Quelques autres pistes sont régulièrement évoquées. « Il me semble nécessaire d’étaler la mise en place du changement sur un temps long, notamment lors des six mois suivant la nomination qui pourraient être l’occasion d’une passation bienveillante appuyée par les tutelles, alors même que la direction sortante est encore là et qu’elle peut faire œuvre de conseils à l’endroit de l’équipe qui restera et des partenariats sur le territoire. La question de la mémoire est fondamentale, elle permet un confort dans la connaissance de l’outil et des nombreuses informations qui y participent » évoque ainsi Lucie Berelowitsch. « Tant que ni le ministère de la Culture, ni les collectivités locales et territoriales n’accepteront qu’un volet social soit agrégé aux bilans fournis par les directions d’établissements et d’équipes artistiques, nous devrons faire face à ces situations, qui tendent malheureusement à se développer dans le secteur subventionné » indiquait déjà Angeline Barth dans son courrier au Ministère.

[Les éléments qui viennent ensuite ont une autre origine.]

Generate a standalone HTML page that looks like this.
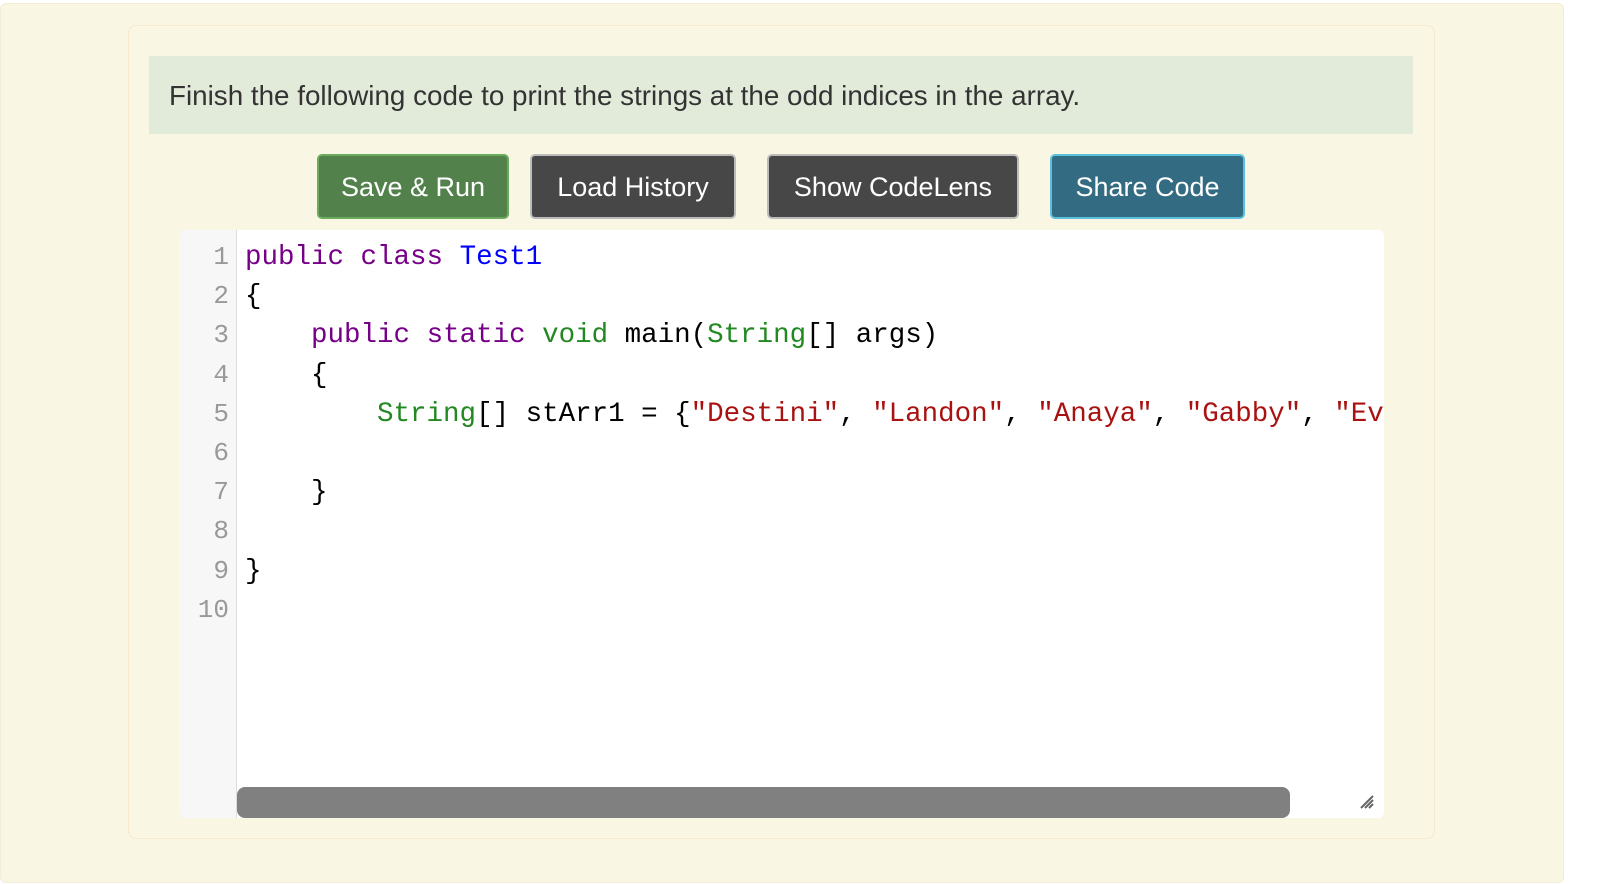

Actuellement, Angers, Valence, Villeurbanne, et bientôt Saint-Denis changent de direction. On ne peut que souhaiter que nouveaux arrivants et équipes en place trouvent les moyens de collaborer fructueusement. Mais l’on ne peut s’empêcher de penser que le retour de ces conflits doit aussi avoir des causes plus profondes : changement d’époque, de mœurs, de mentalités. Un nouveau directeur des Ressources Humaines vient d’être embauché à la Commune d’Aubervilliers, pour un contrat de 6 mois. Il a auparavant travaillé chez Veolia, Accor, Lenôtre et Yachts de Paris. Il précise sur son cv en ligne : « Stratège, innovant, pragmatique et avec un goût pour le terrain, j’oriente mon rôle RH vers la motivation et la performance des collaborateurs (adaptation des compétences, talents management), la contribution au résultat et la maîtrise des coûts (…). J’ai mené des missions de talent management, de management d’équipe RH et de réorganisation entraînant des réductions d’effectifs : externalisation, adaptation des compétences, reclassement, PDV- PSE (dont 1 société complète) » . Tant dans le langage que dans les qualités professionnelles, la culture d’entreprise des CDN semble évoluer.